Up to date
This page is up to date for NumDot stable.
If you still find outdated information, please open an issue.
Optimizing Performance of Operations
If you find your mathematical operation is running too slow, consider these steps to optimize:
Question your Algorithm: Are you using the optimal algorithm for the task? Perhaps it is possible to:
Use an algorithm with better runtime complexity (e.g.
O(n log n)instead ofO(n^2).Avoid slow functions. A famous example of such an optimization is the fast inverse square root.
Optimize NumDot Use: You may be able to speed up your algorithm by using specific tricks to speed up your algorithm, documented in this article.

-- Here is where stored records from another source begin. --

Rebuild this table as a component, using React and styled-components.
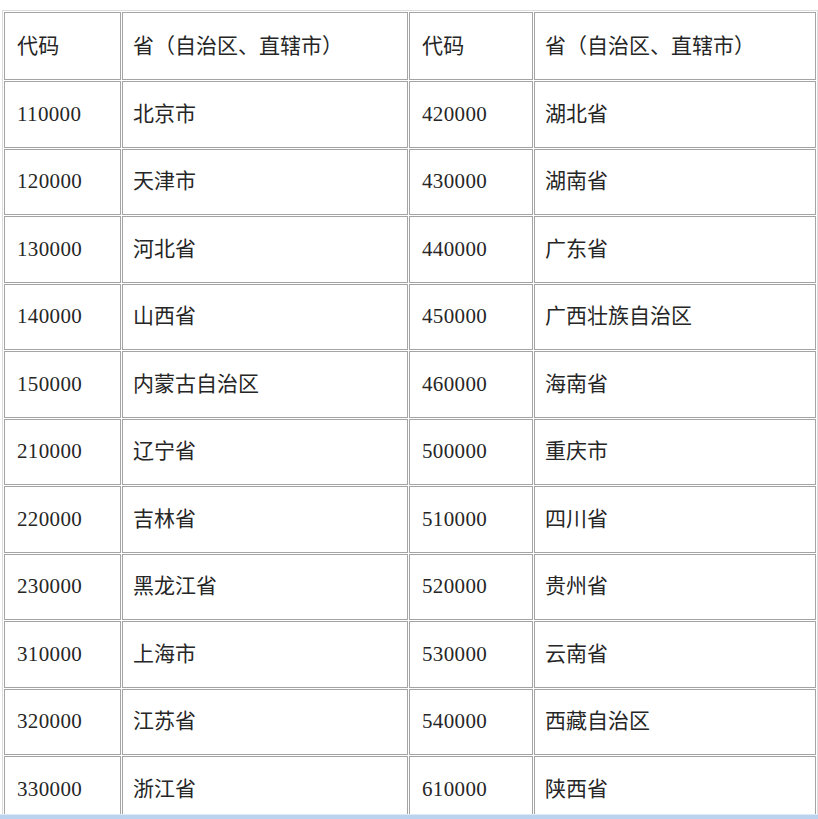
import React from 'react';
import styled, { createGlobalStyle } from 'styled-components';

const rows = [
  ['110000', '北京市', '420000', '湖北省'],
  ['120000', '天津市', '430000', '湖南省'],
  ['130000', '河北省', '440000', '广东省'],
  ['140000', '山西省', '450000', '广西壮族自治区'],
  ['150000', '内蒙古自治区', '460000', '海南省'],
  ['210000', '辽宁省', '500000', '重庆市'],
  ['220000', '吉林省', '510000', '四川省'],
  ['230000', '黑龙江省', '520000', '贵州省'],
  ['310000', '上海市', '530000', '云南省'],
  ['320000', '江苏省', '540000', '西藏自治区'],
  ['330000', '浙江省', '610000', '陕西省'],
];

const Global = createGlobalStyle`
  html, body {
    margin: 0;
    background: #fff;
    overflow: hidden;
    height: 819px;
  }
  body {
    padding: 10px 0 0 2px;
    font-family: "Liberation Serif", "Noto Sans CJK SC", serif;
  }
`;

const Table = styled.table`
  border-collapse: separate;
  border-spacing: 1px;
  border: 1px solid #dcdcdc;
  table-layout: fixed;
  width: 816px;
  color: #262626;
  font-size: 21px;
`;

const Col = styled.col`
  width: ${(p) => p.w}px;
`;

const Row = styled.tr`
  height: ${(p) => (p.head ? 68 : 66.5)}px;
`;

const Cell = styled.td`
  box-sizing: border-box;
  border: 1px solid #a4a4a4;
  padding: 0 0 0 ${(p) => (p.num ? 12 : 10)}px;
  vertical-align: middle;
  white-space: nowrap;
  font-weight: 400;
  line-height: 1;
  letter-spacing: ${(p) => (p.num ? '0.35px' : '0')};
`;

const Frame = styled.div`
  position: fixed;
  left: 0;
  right: 0;
  bottom: 0;
  height: 4px;
  background: #bcd3ef;
  border-top: 1px solid #dde9f7;
`;

export default function App() {
  return (
    <>
      <Global />
      <Table>
        <colgroup>
          <Col w={117} />
          <Col w={286} />
          <Col w={124} />
          <Col w={282} />
        </colgroup>
        <tbody>
          <Row head>
            <Cell num>代码</Cell>
            <Cell>省（自治区、直辖市）</Cell>
            <Cell num>代码</Cell>
            <Cell>省（自治区、直辖市）</Cell>
          </Row>
          {rows.map((r) => (
            <Row key={r[0]}>
              {r.map((c, i) => (
                <Cell key={i} num={i % 2 === 0}>
                  {c}
                </Cell>
              ))}
            </Row>
          ))}
        </tbody>
      </Table>
      <Frame />
    </>
  );
}
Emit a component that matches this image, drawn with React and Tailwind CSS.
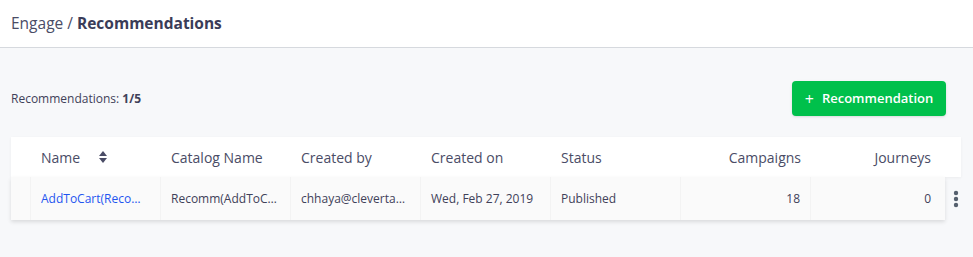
const row = {
  name: "AddToCart(Recommendation)",
  catalog: "Recomm(AddToCart)",
  createdBy: "chhaya@clevertap.com",
  createdOn: "Wed, Feb 27, 2019",
  status: "Published",
  campaigns: 18,
  journeys: 0,
};

function SortIcon() {
  return (
    <svg width="10" height="14" viewBox="0 0 10 14" className="ml-[18px]">
      <path d="M5 1 L9 6 H1 Z" fill="#4a4c66" />
      <path d="M5 13 L9 8 H1 Z" fill="#4a4c66" />
    </svg>
  );
}

function Kebab() {
  return (
    <svg width="6" height="18" viewBox="0 0 6 18">
      <circle cx="3" cy="3" r="2.2" fill="#55606e" />
      <circle cx="3" cy="9" r="2.2" fill="#55606e" />
      <circle cx="3" cy="15" r="2.2" fill="#55606e" />
    </svg>
  );
}

export default function App() {
  return (
    <div
      className="w-[973px] h-[257px] bg-[#f7f8fa] text-[#3f4159] overflow-hidden"
      style={{ fontFamily: "'Open Sans', 'Liberation Sans', sans-serif" }}
    >
      {/* Top bar */}
      <div className="h-[48px] bg-white border-b border-[#d6d9de] flex items-center pl-[11px] text-[15.5px]">
        <span className="text-[#4a4c66]">Engage</span>
        <span className="text-[#4a4c66] mx-[4px]">/</span>
        <span className="font-bold text-[#3a3c58]">Recommendations</span>
      </div>

      {/* Toolbar */}
      <div className="flex items-center justify-between pl-[11px] pr-[27px] pt-[33px] pb-[21px]">
        <div className="text-[12px] text-[#3f4159]">
          Recommendations: <span className="font-bold">1/5</span>
        </div>
        <button className="h-[35px] w-[154px] bg-[#00c04b] rounded-[4px] text-white text-[13px] font-semibold flex items-center justify-center gap-[8px] shadow-sm">
          <span className="text-[16px] font-normal leading-none">+</span>
          Recommendation
        </button>
      </div>

      {/* Table */}
      <div className="ml-[11px] w-[950px]">
        <div className="bg-white h-[40px] flex items-center text-[14px] text-[#4a4c66] shadow-[0_1px_3px_rgba(0,0,0,0.05)]">
          <div className="w-[20px]" />
          <div className="w-[130px] px-[10px] flex items-center">
            Name
            <SortIcon />
          </div>
          <div className="w-[130px] px-[10px]">Catalog Name</div>
          <div className="w-[130px] px-[10px]">Created by</div>
          <div className="w-[130px] px-[10px]">Created on</div>
          <div className="w-[130px] px-[10px]">Status</div>
          <div className="w-[130px] px-[10px] text-right">Campaigns</div>
          <div className="w-[130px] px-[10px] text-right">Journeys</div>
        </div>
        <div className="flex h-[43px] w-[956px] items-center">
          <div className="flex h-full w-[934px] bg-[#fafafa] items-stretch text-[12px] text-[#3f4159] shadow-[0_2px_4px_rgba(0,0,0,0.12)]">
            <div className="w-[20px] border-r border-[#f3f3f3]" />
            <div className="w-[130px] px-[10px] flex items-center border-r border-[#f3f3f3] text-[#1f55f0]">
              <span className="truncate">{row.name}</span>
            </div>
            <div className="w-[130px] px-[10px] flex items-center border-r border-[#f3f3f3]">
              <span className="truncate">{row.catalog}</span>
            </div>
            <div className="w-[130px] px-[10px] flex items-center border-r border-[#f3f3f3]">
              <span className="truncate">{row.createdBy}</span>
            </div>
            <div className="w-[130px] px-[10px] flex items-center border-r border-[#f3f3f3]">
              {row.createdOn}
            </div>
            <div className="w-[130px] px-[10px] flex items-center border-r border-[#f3f3f3]">
              {row.status}
            </div>
            <div className="w-[130px] px-[10px] flex items-center justify-end border-r border-[#f3f3f3]">
              {row.campaigns}
            </div>
            <div className="w-[130px] px-[10px] flex items-center justify-end">
              {row.journeys}
            </div>
          </div>
          <div className="flex-1 flex items-center justify-center">
            <Kebab />
          </div>
        </div>
      </div>
    </div>
  );
}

Custom Build: When you're sure you optimized everything you can, you can substantially speed up your algorithm by implementing it in C++, interfacing with
xtensordirectly. This is documented in the articles for Custom Builds.
Vectorization
The most common mistake when using tensor math libraries is to not vectorize enough. This means using manual iteration, when a broadcasting iteration could be used.
Consider the following example:
var vectors := nd.zeros([1000, 2])
for i in vectors.shape()[0]:
var prog := i / 10.0
vectors.set(Vector2(sin(prog), cos(prog)), i)

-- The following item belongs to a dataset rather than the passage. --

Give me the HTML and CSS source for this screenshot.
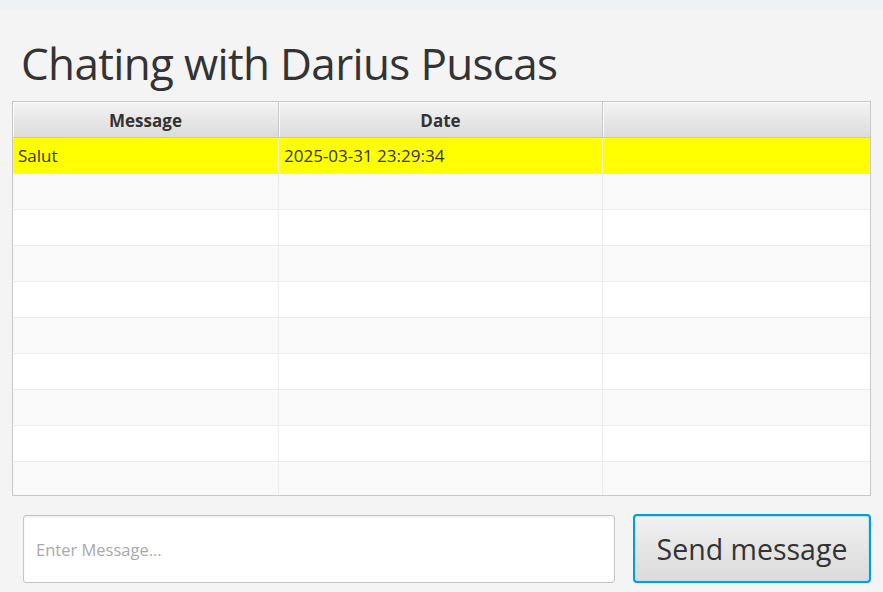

With vectorization, it would execute much, much faster:
var vectors := nd.stack([1000, 2])
var prog := nd.divide(nd.arange(1000), 10)

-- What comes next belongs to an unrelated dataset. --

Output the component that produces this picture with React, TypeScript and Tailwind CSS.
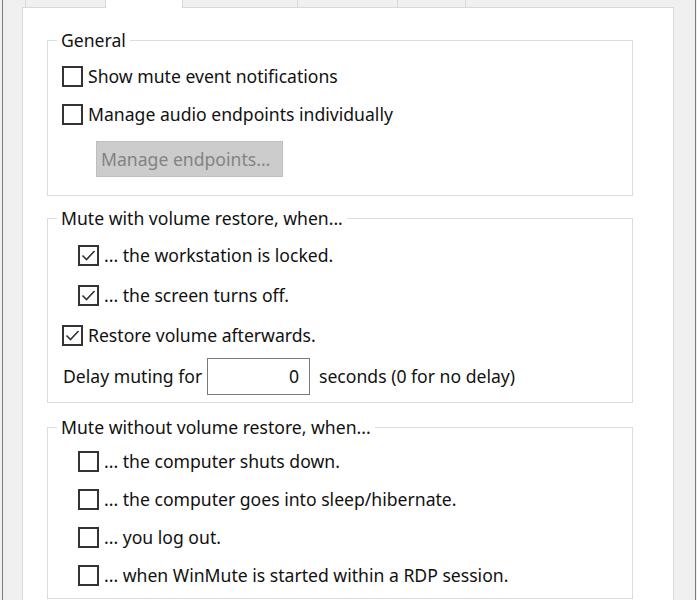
import React from "react";

function CheckBox({ checked }: { checked?: boolean }) {
  return (
    <div className="flex h-[21px] w-[21px] shrink-0 items-center justify-center border-2 border-[#333333] bg-white">
      {checked ? (
        <svg width="17" height="17" viewBox="0 0 17 17" fill="none">
          <path d="M2.5 8.5 L6.5 12.5 L14.5 4" stroke="#333333" strokeWidth="1.6" />
        </svg>
      ) : null}
    </div>
  );
}

function Row({
  label,
  checked,
  indent,
  h,
}: {
  label: string;
  checked?: boolean;
  indent?: boolean;
  h: string;
}) {
  return (
    <div className={`flex items-center gap-[5px] ${h} ${indent ? "pl-[30px]" : "pl-[14px]"}`}>
      <CheckBox checked={checked} />
      <span className="whitespace-nowrap">{label}</span>
    </div>
  );
}

export default function App() {
  return (
    <div
      className="h-[600px] w-[697px] overflow-hidden bg-[#f0f0f0] pl-[2px] pr-[1px] text-[17.6px] text-[#111111]"
      style={{ fontFamily: '"Noto Sans", "Open Sans", sans-serif' }}
    >
      <div className="flex h-full flex-col border-x border-[#7a7a7a] pl-[19px] pr-[21px]">
        {/* tab strip */}
        <div className="flex h-[8px] shrink-0">
          <div className="w-[3px] border-b border-[#d9d9d9]" />
          <div className="w-[81px] border-x border-b border-[#d9d9d9] bg-[#f0f0f0]" />
          <div className="w-[76px] bg-white" />
          <div className="w-[116px] border-x border-b border-[#d9d9d9] bg-[#f0f0f0]" />
          <div className="w-[100px] border-r border-b border-[#d9d9d9] bg-[#f0f0f0]" />
          <div className="w-[68px] border-r border-b border-[#d9d9d9] bg-[#f0f0f0]" />
          <div className="flex-1 border-b border-[#d9d9d9]" />
        </div>
        {/* panel */}
        <div className="flex-1 border-x border-[#d9d9d9] bg-white pl-[24px] pr-[40px] pt-[21px]">
          <fieldset className="border border-[#dcdcdc] pb-[18px]">
            <legend className="ml-[9px] px-[4px] leading-[22px]">General</legend>
            <div className="mt-[6px]">
              <Row h="h-[38px]" label="Show mute event notifications" />
              <Row h="h-[38px]" label="Manage audio endpoints individually" />
              <div className="mt-[8px] pl-[48px]">
                <div className="flex h-[36px] w-[187px] items-center border border-[#bfbfbf] bg-[#cccccc] pl-[4px] text-[#838383]">
                  Manage endpoints...
                </div>
              </div>
            </div>
          </fieldset>

          <fieldset className="mt-[11px] border border-[#dcdcdc] pb-[5px]">
            <legend className="ml-[9px] px-[4px] leading-[22px]">Mute with volume restore, when...</legend>
            <div className="mt-[6px]">
              <Row h="h-[40px]" indent checked label="... the workstation is locked." />
              <Row h="h-[40px]" indent checked label="... the screen turns off." />
              <Row h="h-[40px]" checked label="Restore volume afterwards." />
              <div className="flex h-[42px] items-center pl-[15px]">
                <span className="w-[144px] whitespace-nowrap">Delay muting for</span>
                <div className="flex h-[37px] w-[103px] items-center justify-end border border-[#7a7a7a] bg-white pr-[10px]">
                  0
                </div>
                <span className="ml-[9px] whitespace-nowrap">seconds (0 for no delay)</span>
              </div>
            </div>
          </fieldset>

          <fieldset className="mt-[13px] border border-[#dcdcdc] pb-[4px]">
            <legend className="ml-[9px] px-[4px] leading-[22px]">Mute without volume restore, when...</legend>
            <div className="mt-[4px]">
              <Row h="h-[38px]" indent label="... the computer shuts down." />
              <Row h="h-[38px]" indent label="... the computer goes into sleep/hibernate." />
              <Row h="h-[38px]" indent label="... you log out." />
              <Row h="h-[38px]" indent label="... when WinMute is started within a RDP session." />
            </div>
          </fieldset>
        </div>
      </div>
    </div>
  );
}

vectors.set(nd.sin(prog), &":", 0)
vectors.set(nd.cos(prog), &":", 1)
As a rule of thumb: The fewer calls you make to NumDot, the faster your algorithm executes.
In-Place Operations
Every operation in nd allocates new memory. Avoiding new allocations, especially for repeated operations, can improve performance of your operations by up to 2x.
Consider this example:
var positions: NDArray
var velocities: NDArray
func _ready():
# TODO Use random when we have it
positions = nd.zeros([1000, 2])
velocities = nd.ones([1000, 2])
func _update():
positions = nd.add(positions, velocities)
It would be much faster to directly assign to positions using in-place operations:
# [...]
func _update():
positions.assign_add(positions, velocities)
Godot Conversions
NDArray has accelerated functions for godot Variant types:
# Slow: This access creates an intermediate 0-D tensor.
var f: float = array.get(5).to_float()
# Fast: This access directly returns a float.
var f: float = array.get_float(5)
# Slow: Conversion is not accelerated.
var packed := PackedFloat32Array()
packed.resize(array.size())
for i in array.shape()[0]:
packed[i] = array.gef_float(i)
# Fast: Conversion is accelerated.
var packed := array.to_float32_array()
NumDot can also avoid creating tensors for no-axis reductions:
if ndb.all(tensor):
print("All")
if ndf.mean(tensor) > 0.2:
print("mean > 0.2")
if ndi.sum(tensor) > 10:
print("sum > 10")
Unintentional Promotions
GDScript's standard int and float types are fairly powerful (64 bits). Operations on 32-bit types may lead to faster execution times. However, it may happen that you unintentionally promote a type:
var array := nd.ones([2, 5], nd.DType.Float32)
# Unintentional promotion to 64 bit
var result = array.multiply(array, 2.5)
# Result stays 32-bit
var result = array.multiply(array, nd.float32(2.5))
Cache Constants
When operations run every frame, avoid unnecessarily re-creating constants:
var positions: NDArray
func _ready():
positions = nd.default_rng().random([1000, 2])
func _update():
# Intermediate tensor created every frame
positions = nd.add(positions, Vector2(5, 6))
Consider storing the constant tensor:
var positions: NDArray
var velocity := nd.array(Vector2(5, 6))
func _ready():
# TODO Use random when we have it
positions = nd.default_rng().random([1000, 2])
func _update():
# Use of existing tensor accelerates the call.
positions = nd.add(positions, velocity)
In extreme situations, this may apply even to calls to nd.range and similar!